Un desafío histórico e inimaginable
No hay antecedentes, al menos durante nuestra historia democrática, de tan severas restricciones a la circulación de las personas como las que viviremos los argentinos a partir de hoy. Habrá quienes recordarán el estado de sitio decretado por el presidente Fernando de la Rúa poco antes de su renuncia en diciembre de 2001, en medio de episodios de violencia y vandalismo. Y, antes del regreso a las urnas de 1983, no faltarán quienes se acordarán de los simulacros de apagones que, en plena Guerra de las Malvinas, durante la dictadura del general Leopoldo Galtieri, obligaban a los porteños a recluirse a oscuras en sus hogares. Hoy la situación es muy diferente, entre otras cosas porque luchamos contra un enemigo tan invisible como desconocido en muchos aspectos.
La lucha contra la expansión del coronavirus implica un desafío inédito. No solo es sanitario. También es político y económico.
Si hay algo que está fuera de discusión es que quien liderará esta batalla no será otro que el presidente de la Nación, Alberto Fernández. Algunos de los propios líderes de la oposición, como el radical Mario Negri, así lo han puesto de manifiesto. La presencia del jefe de gobierno porteño, Horacio Rodríguez Larreta, anoche, escoltando al primer mandatario en el anuncio de la cuarentena total, también es un indicador de unidad de la dirigencia política en esta lucha.
Tampoco hay margen para oponerse a esta figura del aislamiento social preventivo y obligatorio, tal como la definió el jefe del Estado, en aras de un bien superior como la salud de la población. Como lo han explicado expertos en infectología, es vital aplanar la curva de personas contagiadas por el coronavirus y que su crecimiento se convierta en exponencial. Si no se logra ese objetivo en poco tiempo, la Argentina quedaría expuesta a un colapso sanitario, como el que está viviendo desde hace escasas semanas Italia.

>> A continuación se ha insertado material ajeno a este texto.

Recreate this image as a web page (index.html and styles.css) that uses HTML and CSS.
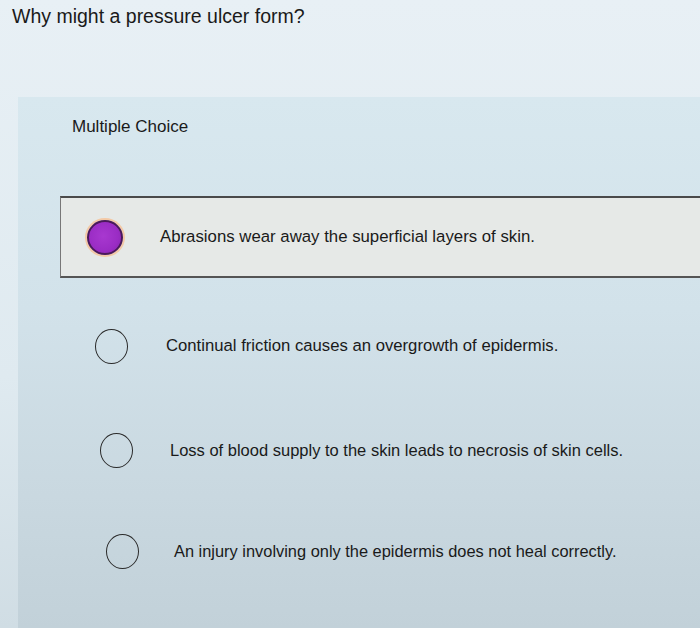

Un simple cálculo aritmético que considerase desde hoy un aumento diario de la tasa de contagios cercana al 30% y una tasa de personas fallecidas por el coronavirus del 2% sobre los casos detectados arroja números aterradores: 2958 infectados y 59 muertos hacia el 31 de marzo, y 196.887 infectados y 3937 fallecidos hacia el 16 de abril. La Argentina está aún a tiempo de evitar esa catástrofe.
Esos números terroríficos tal vez ayuden a tomar conciencia del enemigo que nos acecha a muchos argentinos increíblemente preocupados por arribar a un lugar de veraneo para tomarse "vacaciones" en lugar de recluirse en sus casas, o a dirigentes como Juan Grabois, que ayer encabezaron una movilización de protesta en pleno microcentro.
El espejo italiano, y en cierta medida el de otro país tan caro a nuestros sentimientos como España, constituyen el mejor factor legitimante de una medida que, en cualquier otra circunstancia, hubiera merecido cuestionamientos. Entre otras cosas, porque la Constitución Nacional prohíbe taxativamente la emisión de decretos de necesidad y urgencia sobre materias penales, y la flamante decisión presidencial contempla penas para quienes infrinjan lo dispuesto y no puedan justificar su presencia en la vía pública.
Las consecuencias económicas del aislamiento social también están a la vista. Hoteles, líneas aéreas, agencias de turismo, restaurantes, bares, discotecas, centros comerciales, cines, teatros y espectáculos deportivos, por citar solo algunos ejemplos, sufrirán grandes quebrantos. También muchas empresas por la caída que experimentará el consumo y, mucho más, quienes trabajan como cuentapropistas en la economía informal. La nueva realidad económica, no muy diferente a la que sufrirá gran parte del resto del mundo pero que se sumará a las inconsistencias que ya tenía la economía argentina, obligará a un enorme ejercicio de responsabilidad por parte de las autoridades nacionales a la hora de distribuir los recursos.
Muchos seguirán preguntándose si es mejor el remedio que la enfermedad, en función de los enormes costos económicos y sociales que tendrá para el país la cuarentena. Los números que aportan los infectólogos sobre esta pandemia y la actitud que están tomando muchos otros países parecen ponerle fin a ese dilema. La salud está primero.